──────── DATA SEGMENT

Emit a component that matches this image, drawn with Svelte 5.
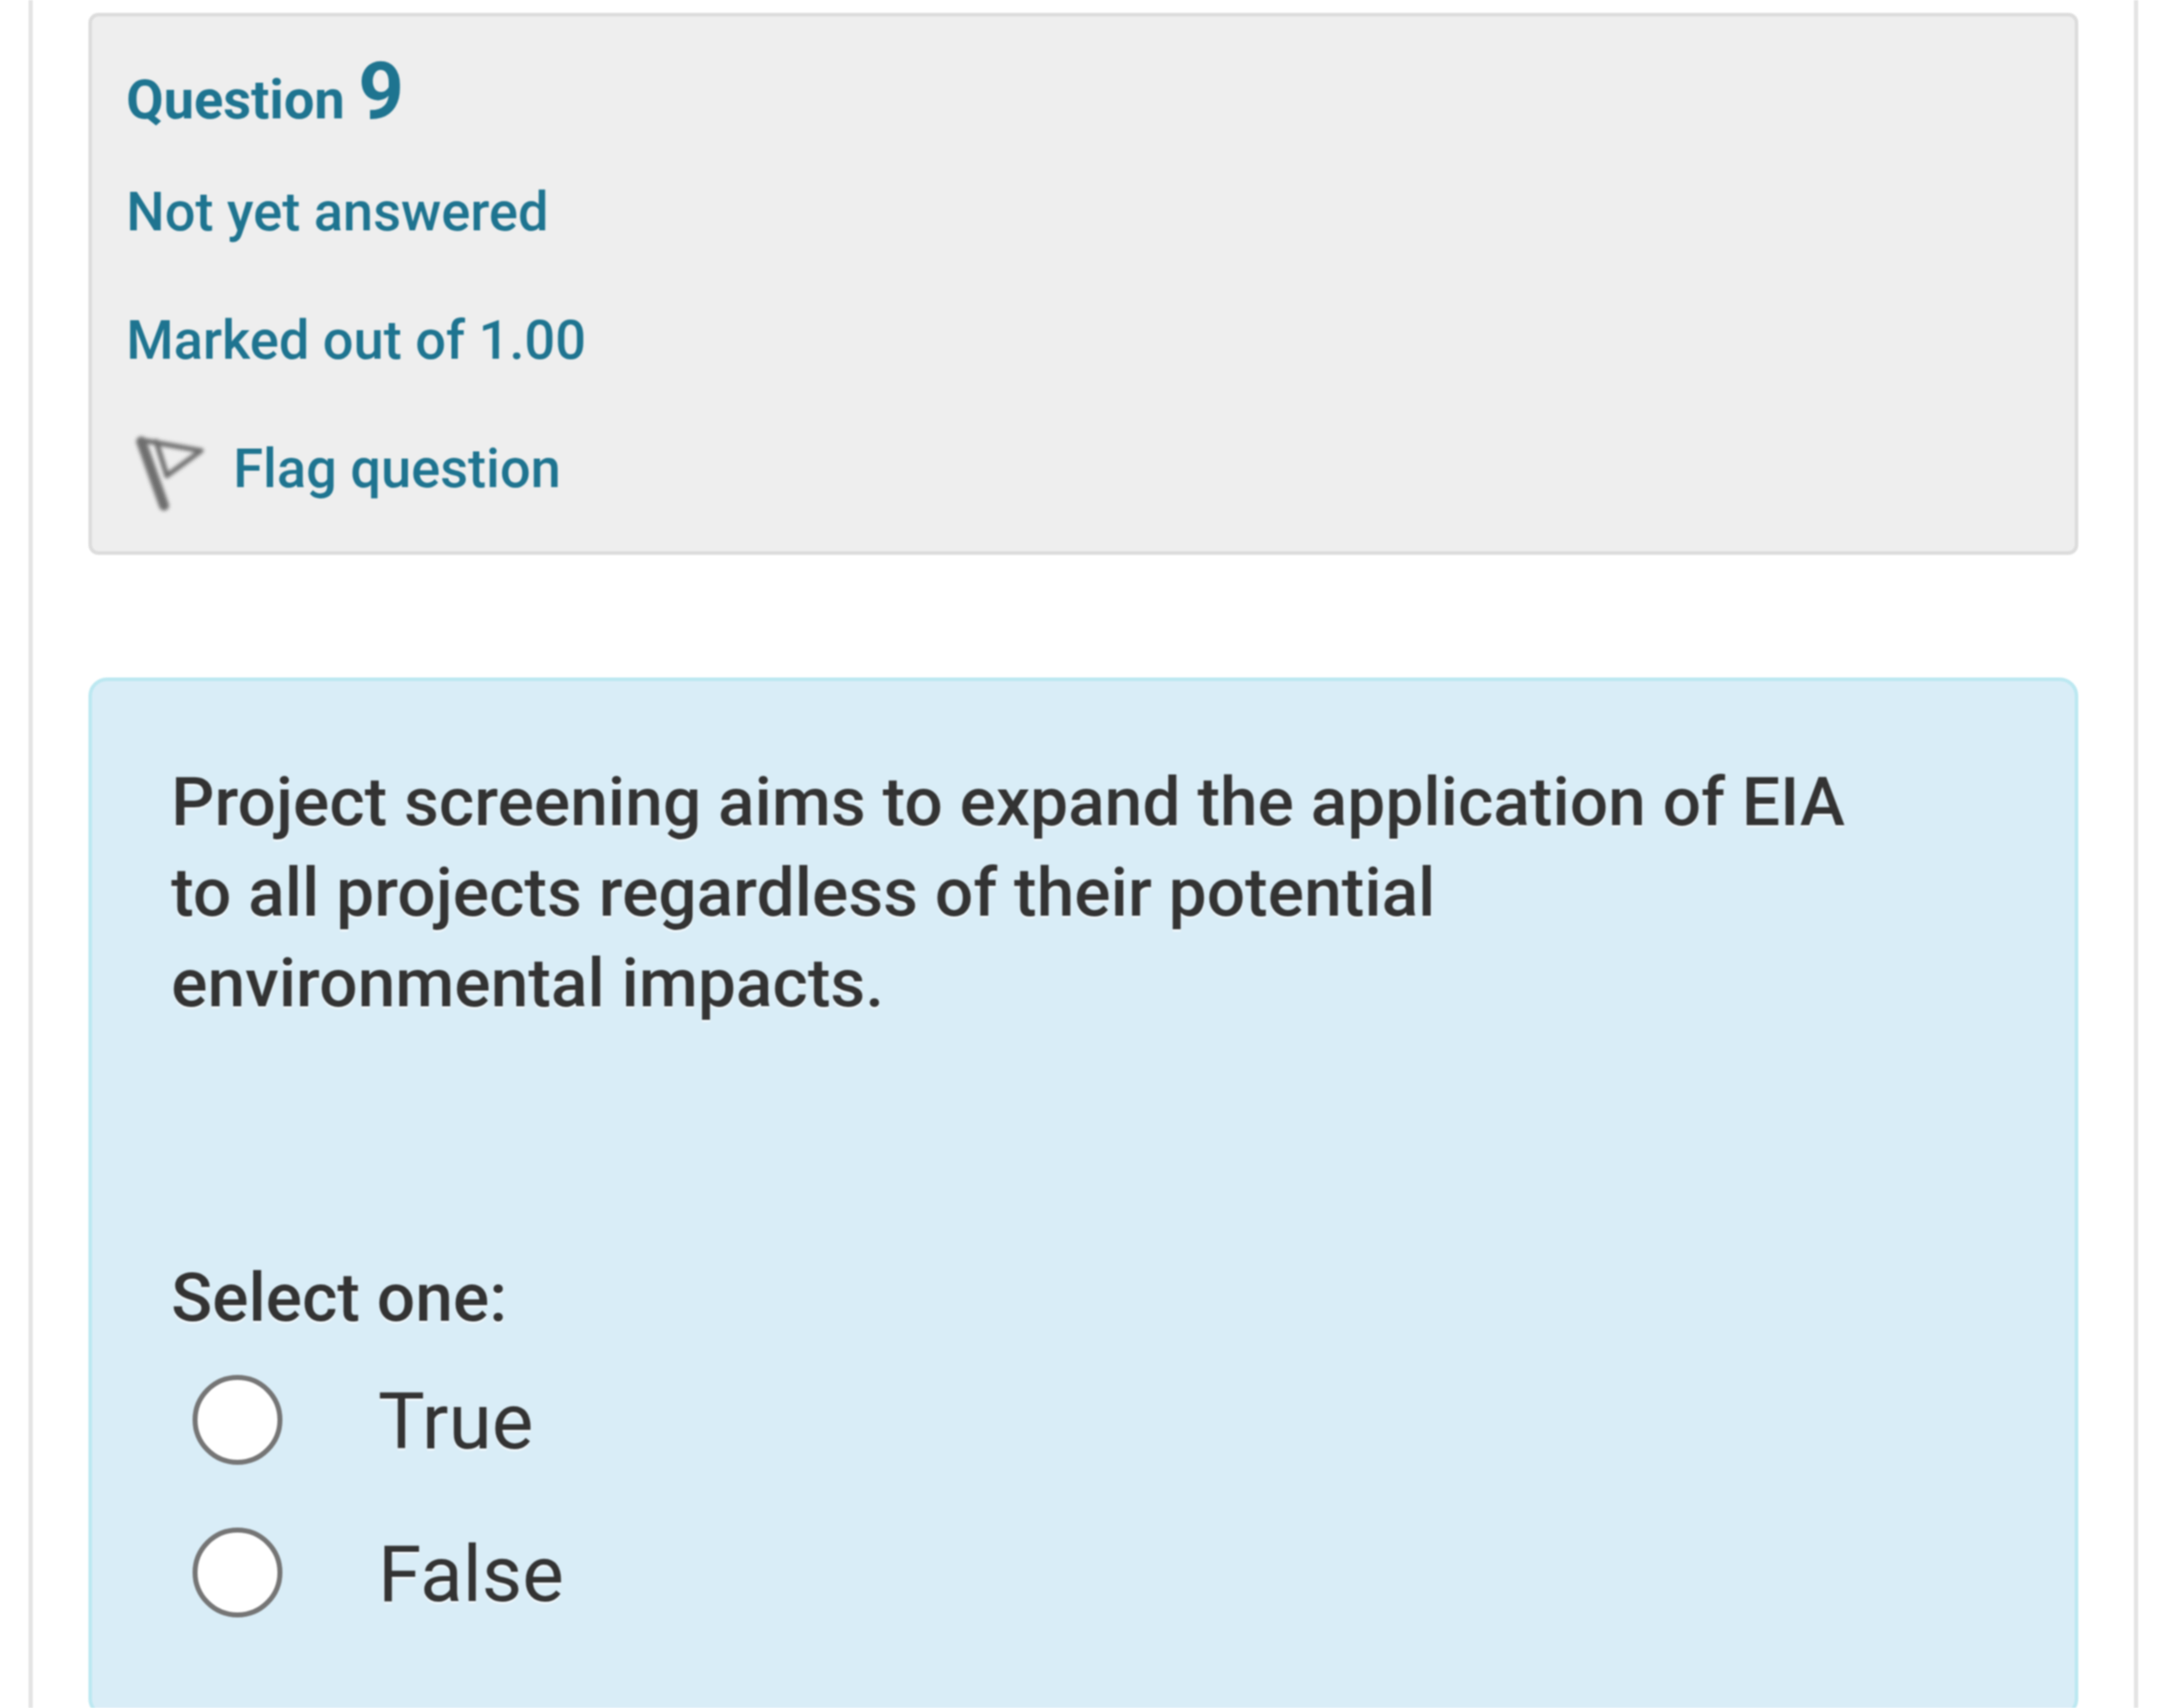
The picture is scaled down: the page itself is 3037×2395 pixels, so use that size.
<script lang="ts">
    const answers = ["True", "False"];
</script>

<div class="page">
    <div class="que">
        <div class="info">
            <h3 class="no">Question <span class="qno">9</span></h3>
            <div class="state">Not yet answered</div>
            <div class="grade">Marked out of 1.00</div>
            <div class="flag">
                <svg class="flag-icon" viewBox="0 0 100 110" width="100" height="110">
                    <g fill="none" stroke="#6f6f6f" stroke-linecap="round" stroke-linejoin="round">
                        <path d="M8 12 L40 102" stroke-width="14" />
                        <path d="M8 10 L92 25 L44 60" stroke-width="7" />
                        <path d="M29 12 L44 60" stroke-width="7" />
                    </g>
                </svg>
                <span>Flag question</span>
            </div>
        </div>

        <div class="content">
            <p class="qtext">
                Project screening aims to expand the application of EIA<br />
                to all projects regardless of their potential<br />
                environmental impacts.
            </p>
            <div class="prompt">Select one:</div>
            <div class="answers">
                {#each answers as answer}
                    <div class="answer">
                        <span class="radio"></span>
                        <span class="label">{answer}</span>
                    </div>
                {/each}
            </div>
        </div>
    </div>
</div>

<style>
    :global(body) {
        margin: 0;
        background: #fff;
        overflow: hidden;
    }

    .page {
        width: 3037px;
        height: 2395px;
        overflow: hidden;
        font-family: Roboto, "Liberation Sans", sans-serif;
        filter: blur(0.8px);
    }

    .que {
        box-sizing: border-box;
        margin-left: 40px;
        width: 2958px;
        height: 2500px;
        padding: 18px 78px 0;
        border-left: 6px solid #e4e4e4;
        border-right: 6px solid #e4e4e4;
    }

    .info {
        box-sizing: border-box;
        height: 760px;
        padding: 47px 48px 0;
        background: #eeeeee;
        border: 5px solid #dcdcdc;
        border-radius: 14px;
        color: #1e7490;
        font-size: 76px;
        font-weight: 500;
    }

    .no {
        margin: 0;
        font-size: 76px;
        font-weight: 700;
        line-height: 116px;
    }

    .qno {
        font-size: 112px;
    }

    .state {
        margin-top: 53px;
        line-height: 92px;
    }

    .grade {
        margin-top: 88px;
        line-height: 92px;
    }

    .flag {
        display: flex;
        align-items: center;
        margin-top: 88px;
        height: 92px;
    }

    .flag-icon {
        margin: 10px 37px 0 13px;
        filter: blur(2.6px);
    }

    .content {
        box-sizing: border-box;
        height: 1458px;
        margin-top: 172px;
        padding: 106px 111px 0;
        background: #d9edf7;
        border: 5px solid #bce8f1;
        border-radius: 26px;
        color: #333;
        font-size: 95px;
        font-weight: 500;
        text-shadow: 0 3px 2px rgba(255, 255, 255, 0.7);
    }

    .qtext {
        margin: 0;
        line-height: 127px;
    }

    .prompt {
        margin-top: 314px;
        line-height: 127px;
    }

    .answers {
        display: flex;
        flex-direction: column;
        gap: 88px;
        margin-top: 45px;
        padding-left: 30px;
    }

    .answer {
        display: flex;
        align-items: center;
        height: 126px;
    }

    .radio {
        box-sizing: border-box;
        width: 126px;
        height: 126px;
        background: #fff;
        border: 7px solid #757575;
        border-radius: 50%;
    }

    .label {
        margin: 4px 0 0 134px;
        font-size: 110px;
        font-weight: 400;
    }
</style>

────────────────

WHAT NEEDS TO BE DONE
Restate the full listing verbatim and drop every picture.

COMPLETE ANSWER
Emit a component that matches this image, drawn with Svelte 5.
The picture is scaled down: the page itself is 3037×2395 pixels, so use that size.
<script lang="ts">
    const answers = ["True", "False"];
</script>

<div class="page">
    <div class="que">
        <div class="info">
            <h3 class="no">Question <span class="qno">9</span></h3>
            <div class="state">Not yet answered</div>
            <div class="grade">Marked out of 1.00</div>
            <div class="flag">
                <svg class="flag-icon" viewBox="0 0 100 110" width="100" height="110">
                    <g fill="none" stroke="#6f6f6f" stroke-linecap="round" stroke-linejoin="round">
                        <path d="M8 12 L40 102" stroke-width="14" />
                        <path d="M8 10 L92 25 L44 60" stroke-width="7" />
                        <path d="M29 12 L44 60" stroke-width="7" />
                    </g>
                </svg>
                <span>Flag question</span>
            </div>
        </div>

        <div class="content">
            <p class="qtext">
                Project screening aims to expand the application of EIA<br />
                to all projects regardless of their potential<br />
                environmental impacts.
            </p>
            <div class="prompt">Select one:</div>
            <div class="answers">
                {#each answers as answer}
                    <div class="answer">
                        <span class="radio"></span>
                        <span class="label">{answer}</span>
                    </div>
                {/each}
            </div>
        </div>
    </div>
</div>

<style>
    :global(body) {
        margin: 0;
        background: #fff;
        overflow: hidden;
    }

    .page {
        width: 3037px;
        height: 2395px;
        overflow: hidden;
        font-family: Roboto, "Liberation Sans", sans-serif;
        filter: blur(0.8px);
    }

    .que {
        box-sizing: border-box;
        margin-left: 40px;
        width: 2958px;
        height: 2500px;
        padding: 18px 78px 0;
        border-left: 6px solid #e4e4e4;
        border-right: 6px solid #e4e4e4;
    }

    .info {
        box-sizing: border-box;
        height: 760px;
        padding: 47px 48px 0;
        background: #eeeeee;
        border: 5px solid #dcdcdc;
        border-radius: 14px;
        color: #1e7490;
        font-size: 76px;
        font-weight: 500;
    }

    .no {
        margin: 0;
        font-size: 76px;
        font-weight: 700;
        line-height: 116px;
    }

    .qno {
        font-size: 112px;
    }

    .state {
        margin-top: 53px;
        line-height: 92px;
    }

    .grade {
        margin-top: 88px;
        line-height: 92px;
    }

    .flag {
        display: flex;
        align-items: center;
        margin-top: 88px;
        height: 92px;
    }

    .flag-icon {
        margin: 10px 37px 0 13px;
        filter: blur(2.6px);
    }

    .content {
        box-sizing: border-box;
        height: 1458px;
        margin-top: 172px;
        padding: 106px 111px 0;
        background: #d9edf7;
        border: 5px solid #bce8f1;
        border-radius: 26px;
        color: #333;
        font-size: 95px;
        font-weight: 500;
        text-shadow: 0 3px 2px rgba(255, 255, 255, 0.7);
    }

    .qtext {
        margin: 0;
        line-height: 127px;
    }

    .prompt {
        margin-top: 314px;
        line-height: 127px;
    }

    .answers {
        display: flex;
        flex-direction: column;
        gap: 88px;
        margin-top: 45px;
        padding-left: 30px;
    }

    .answer {
        display: flex;
        align-items: center;
        height: 126px;
    }

    .radio {
        box-sizing: border-box;
        width: 126px;
        height: 126px;
        background: #fff;
        border: 7px solid #757575;
        border-radius: 50%;
    }

    .label {
        margin: 4px 0 0 134px;
        font-size: 110px;
        font-weight: 400;
    }
</style>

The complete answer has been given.